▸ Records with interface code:
○ ○ ○

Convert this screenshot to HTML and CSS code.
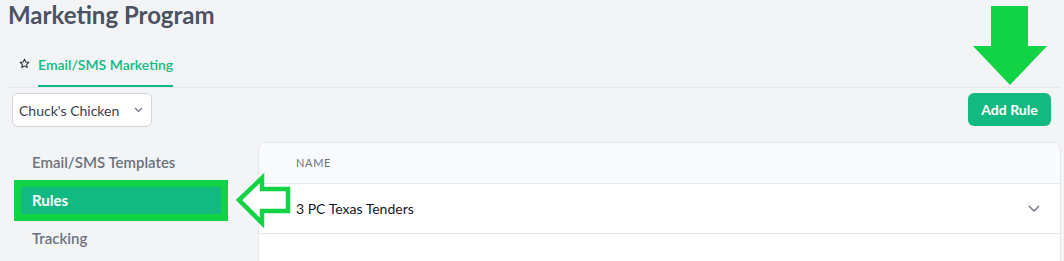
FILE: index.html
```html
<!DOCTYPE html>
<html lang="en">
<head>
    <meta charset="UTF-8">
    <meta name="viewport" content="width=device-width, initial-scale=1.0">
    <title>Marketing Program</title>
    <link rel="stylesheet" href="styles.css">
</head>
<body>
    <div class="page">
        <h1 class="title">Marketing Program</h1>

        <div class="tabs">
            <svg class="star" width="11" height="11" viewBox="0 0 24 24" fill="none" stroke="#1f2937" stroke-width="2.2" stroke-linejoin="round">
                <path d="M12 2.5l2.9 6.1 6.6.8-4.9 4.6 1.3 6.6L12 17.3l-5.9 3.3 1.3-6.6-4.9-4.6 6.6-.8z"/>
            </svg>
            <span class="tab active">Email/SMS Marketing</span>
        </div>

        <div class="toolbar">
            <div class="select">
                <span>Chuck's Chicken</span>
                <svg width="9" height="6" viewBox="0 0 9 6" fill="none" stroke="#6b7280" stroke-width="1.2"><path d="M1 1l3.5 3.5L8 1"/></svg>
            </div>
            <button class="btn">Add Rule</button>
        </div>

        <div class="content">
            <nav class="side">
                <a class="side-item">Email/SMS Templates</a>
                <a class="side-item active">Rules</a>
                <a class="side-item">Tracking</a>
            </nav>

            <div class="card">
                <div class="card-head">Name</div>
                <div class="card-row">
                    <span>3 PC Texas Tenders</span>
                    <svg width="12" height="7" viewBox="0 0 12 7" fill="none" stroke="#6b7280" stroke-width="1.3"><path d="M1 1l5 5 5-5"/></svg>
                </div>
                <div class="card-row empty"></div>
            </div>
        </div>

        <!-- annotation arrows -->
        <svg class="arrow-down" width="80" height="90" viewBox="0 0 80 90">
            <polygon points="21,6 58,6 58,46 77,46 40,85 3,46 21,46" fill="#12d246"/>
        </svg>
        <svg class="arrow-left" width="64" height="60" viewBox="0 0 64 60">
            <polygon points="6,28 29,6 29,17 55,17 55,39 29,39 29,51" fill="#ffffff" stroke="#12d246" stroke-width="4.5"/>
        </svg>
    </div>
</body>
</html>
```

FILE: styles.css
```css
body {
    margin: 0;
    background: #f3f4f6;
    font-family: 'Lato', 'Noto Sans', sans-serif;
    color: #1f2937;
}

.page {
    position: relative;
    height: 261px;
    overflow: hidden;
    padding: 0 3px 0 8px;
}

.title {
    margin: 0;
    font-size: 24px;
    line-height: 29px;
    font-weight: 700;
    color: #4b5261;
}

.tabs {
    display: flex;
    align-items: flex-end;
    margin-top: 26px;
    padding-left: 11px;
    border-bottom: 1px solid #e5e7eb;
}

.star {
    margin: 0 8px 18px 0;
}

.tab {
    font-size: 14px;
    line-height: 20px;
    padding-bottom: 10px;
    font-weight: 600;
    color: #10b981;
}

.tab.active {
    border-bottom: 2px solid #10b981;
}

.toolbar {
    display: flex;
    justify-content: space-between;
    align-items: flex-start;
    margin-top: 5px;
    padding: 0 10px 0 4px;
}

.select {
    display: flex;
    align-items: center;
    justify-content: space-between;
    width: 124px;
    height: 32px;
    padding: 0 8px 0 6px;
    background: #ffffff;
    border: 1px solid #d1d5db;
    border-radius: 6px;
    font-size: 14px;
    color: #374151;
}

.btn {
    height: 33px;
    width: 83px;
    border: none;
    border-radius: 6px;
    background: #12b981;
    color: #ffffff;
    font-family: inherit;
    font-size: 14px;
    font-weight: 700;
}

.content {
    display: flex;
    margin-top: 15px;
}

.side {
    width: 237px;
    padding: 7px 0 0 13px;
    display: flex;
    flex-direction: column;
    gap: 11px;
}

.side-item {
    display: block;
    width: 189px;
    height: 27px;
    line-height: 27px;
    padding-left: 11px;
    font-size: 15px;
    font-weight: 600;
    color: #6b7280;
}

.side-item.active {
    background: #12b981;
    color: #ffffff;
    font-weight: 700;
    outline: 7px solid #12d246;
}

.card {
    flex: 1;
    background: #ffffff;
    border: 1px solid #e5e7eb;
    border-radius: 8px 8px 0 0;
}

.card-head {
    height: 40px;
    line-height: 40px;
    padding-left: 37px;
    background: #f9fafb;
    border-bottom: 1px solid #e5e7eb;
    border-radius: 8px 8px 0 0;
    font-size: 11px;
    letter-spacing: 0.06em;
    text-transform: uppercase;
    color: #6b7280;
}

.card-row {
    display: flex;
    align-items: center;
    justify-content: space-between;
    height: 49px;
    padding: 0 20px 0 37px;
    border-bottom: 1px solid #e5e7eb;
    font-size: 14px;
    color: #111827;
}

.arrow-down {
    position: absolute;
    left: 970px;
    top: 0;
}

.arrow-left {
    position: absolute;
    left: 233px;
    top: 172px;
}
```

○ ○ ○

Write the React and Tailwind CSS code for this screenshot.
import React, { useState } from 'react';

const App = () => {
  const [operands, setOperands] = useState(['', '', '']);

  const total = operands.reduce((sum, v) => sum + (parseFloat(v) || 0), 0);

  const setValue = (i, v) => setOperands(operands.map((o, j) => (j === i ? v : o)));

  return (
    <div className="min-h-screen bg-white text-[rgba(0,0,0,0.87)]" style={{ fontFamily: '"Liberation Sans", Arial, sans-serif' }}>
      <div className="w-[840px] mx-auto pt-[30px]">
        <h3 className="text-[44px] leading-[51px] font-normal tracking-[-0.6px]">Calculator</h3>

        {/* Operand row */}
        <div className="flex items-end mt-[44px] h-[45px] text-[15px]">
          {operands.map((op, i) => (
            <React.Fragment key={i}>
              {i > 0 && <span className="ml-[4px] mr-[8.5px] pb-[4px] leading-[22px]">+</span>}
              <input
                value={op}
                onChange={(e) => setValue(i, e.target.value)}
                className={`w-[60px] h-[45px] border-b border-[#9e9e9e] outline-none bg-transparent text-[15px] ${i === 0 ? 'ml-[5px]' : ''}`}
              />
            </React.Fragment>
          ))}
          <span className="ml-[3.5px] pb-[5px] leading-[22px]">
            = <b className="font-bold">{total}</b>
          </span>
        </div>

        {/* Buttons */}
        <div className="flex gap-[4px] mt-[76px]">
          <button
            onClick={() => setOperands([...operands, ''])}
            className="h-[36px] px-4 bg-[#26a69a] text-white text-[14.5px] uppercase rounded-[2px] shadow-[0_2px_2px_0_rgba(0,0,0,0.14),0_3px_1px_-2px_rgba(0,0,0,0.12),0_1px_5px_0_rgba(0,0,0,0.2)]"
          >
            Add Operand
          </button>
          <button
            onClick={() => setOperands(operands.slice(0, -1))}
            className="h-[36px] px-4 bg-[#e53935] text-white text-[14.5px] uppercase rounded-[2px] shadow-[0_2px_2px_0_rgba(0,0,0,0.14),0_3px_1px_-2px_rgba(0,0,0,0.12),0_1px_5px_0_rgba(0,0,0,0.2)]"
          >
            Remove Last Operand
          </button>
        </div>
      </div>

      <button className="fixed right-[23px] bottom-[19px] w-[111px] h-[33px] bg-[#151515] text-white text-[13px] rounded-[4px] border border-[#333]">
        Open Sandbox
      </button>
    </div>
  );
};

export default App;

○ ○ ○

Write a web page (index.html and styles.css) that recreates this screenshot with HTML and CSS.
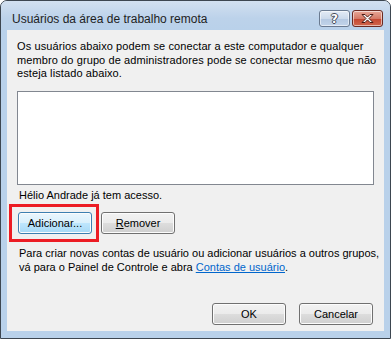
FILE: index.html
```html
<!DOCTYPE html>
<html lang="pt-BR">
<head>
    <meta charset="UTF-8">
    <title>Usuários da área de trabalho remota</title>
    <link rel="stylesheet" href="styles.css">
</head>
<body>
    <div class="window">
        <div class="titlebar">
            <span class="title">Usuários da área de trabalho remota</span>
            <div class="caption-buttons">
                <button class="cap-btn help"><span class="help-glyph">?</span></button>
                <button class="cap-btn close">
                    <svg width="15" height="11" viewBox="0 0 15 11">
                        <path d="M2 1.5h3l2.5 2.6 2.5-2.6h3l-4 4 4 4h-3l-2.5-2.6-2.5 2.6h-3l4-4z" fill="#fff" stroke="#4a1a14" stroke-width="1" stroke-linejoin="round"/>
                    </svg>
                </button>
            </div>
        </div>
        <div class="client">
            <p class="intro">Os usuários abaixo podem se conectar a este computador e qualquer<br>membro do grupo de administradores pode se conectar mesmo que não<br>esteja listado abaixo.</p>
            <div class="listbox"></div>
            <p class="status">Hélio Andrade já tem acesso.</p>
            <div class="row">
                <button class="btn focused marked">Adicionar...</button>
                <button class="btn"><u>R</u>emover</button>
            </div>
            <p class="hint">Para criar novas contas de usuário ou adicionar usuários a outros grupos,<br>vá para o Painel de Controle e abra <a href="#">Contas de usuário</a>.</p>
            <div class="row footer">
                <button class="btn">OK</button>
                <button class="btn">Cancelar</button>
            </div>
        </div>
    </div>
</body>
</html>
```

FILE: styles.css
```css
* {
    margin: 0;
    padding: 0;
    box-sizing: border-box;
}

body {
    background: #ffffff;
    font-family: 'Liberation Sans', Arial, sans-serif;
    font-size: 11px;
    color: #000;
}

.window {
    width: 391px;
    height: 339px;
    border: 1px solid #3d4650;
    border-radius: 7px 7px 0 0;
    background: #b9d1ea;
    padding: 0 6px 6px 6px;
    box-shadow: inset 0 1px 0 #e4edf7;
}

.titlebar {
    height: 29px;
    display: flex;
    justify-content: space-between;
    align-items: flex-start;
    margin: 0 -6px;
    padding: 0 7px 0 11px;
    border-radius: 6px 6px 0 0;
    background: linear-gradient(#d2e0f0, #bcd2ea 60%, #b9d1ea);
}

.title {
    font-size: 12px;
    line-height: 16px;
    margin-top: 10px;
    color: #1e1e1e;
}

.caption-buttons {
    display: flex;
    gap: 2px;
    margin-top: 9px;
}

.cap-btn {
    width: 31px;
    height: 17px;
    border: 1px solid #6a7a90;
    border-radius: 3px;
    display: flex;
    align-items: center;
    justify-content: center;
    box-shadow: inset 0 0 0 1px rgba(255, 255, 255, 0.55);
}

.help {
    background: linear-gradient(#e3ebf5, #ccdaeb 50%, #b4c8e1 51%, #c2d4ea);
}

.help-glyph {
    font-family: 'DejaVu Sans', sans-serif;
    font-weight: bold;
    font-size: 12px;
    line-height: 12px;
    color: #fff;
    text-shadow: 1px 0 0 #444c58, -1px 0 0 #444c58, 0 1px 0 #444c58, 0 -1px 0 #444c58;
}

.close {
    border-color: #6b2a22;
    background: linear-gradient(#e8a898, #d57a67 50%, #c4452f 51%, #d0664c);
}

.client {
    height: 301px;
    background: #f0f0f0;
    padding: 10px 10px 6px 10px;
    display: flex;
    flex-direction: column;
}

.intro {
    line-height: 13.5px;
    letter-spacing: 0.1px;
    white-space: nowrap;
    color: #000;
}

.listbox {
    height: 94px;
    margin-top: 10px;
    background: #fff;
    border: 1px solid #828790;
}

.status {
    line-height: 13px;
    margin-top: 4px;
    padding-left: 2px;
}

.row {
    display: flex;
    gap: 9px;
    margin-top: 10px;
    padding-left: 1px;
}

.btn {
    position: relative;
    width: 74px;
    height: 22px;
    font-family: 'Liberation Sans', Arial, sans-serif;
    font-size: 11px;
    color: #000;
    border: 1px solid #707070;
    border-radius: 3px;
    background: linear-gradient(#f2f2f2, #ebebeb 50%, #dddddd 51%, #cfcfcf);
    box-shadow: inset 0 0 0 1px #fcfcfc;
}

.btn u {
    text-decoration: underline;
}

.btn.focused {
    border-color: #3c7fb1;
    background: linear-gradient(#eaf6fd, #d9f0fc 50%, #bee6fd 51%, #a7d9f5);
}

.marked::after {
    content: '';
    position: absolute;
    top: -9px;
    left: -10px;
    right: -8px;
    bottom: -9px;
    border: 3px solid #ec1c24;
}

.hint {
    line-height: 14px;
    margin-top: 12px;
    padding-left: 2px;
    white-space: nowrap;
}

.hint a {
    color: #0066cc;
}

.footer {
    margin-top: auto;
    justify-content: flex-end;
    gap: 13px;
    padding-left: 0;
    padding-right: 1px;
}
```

○ ○ ○

Identify the lines in the entries above that contain "this", then copy them out.

Convert this screenshot to HTML and CSS code.
Write the React and Tailwind CSS code for this screenshot.
Write a web page (index.html and styles.css) that recreates this screenshot with HTML and CSS.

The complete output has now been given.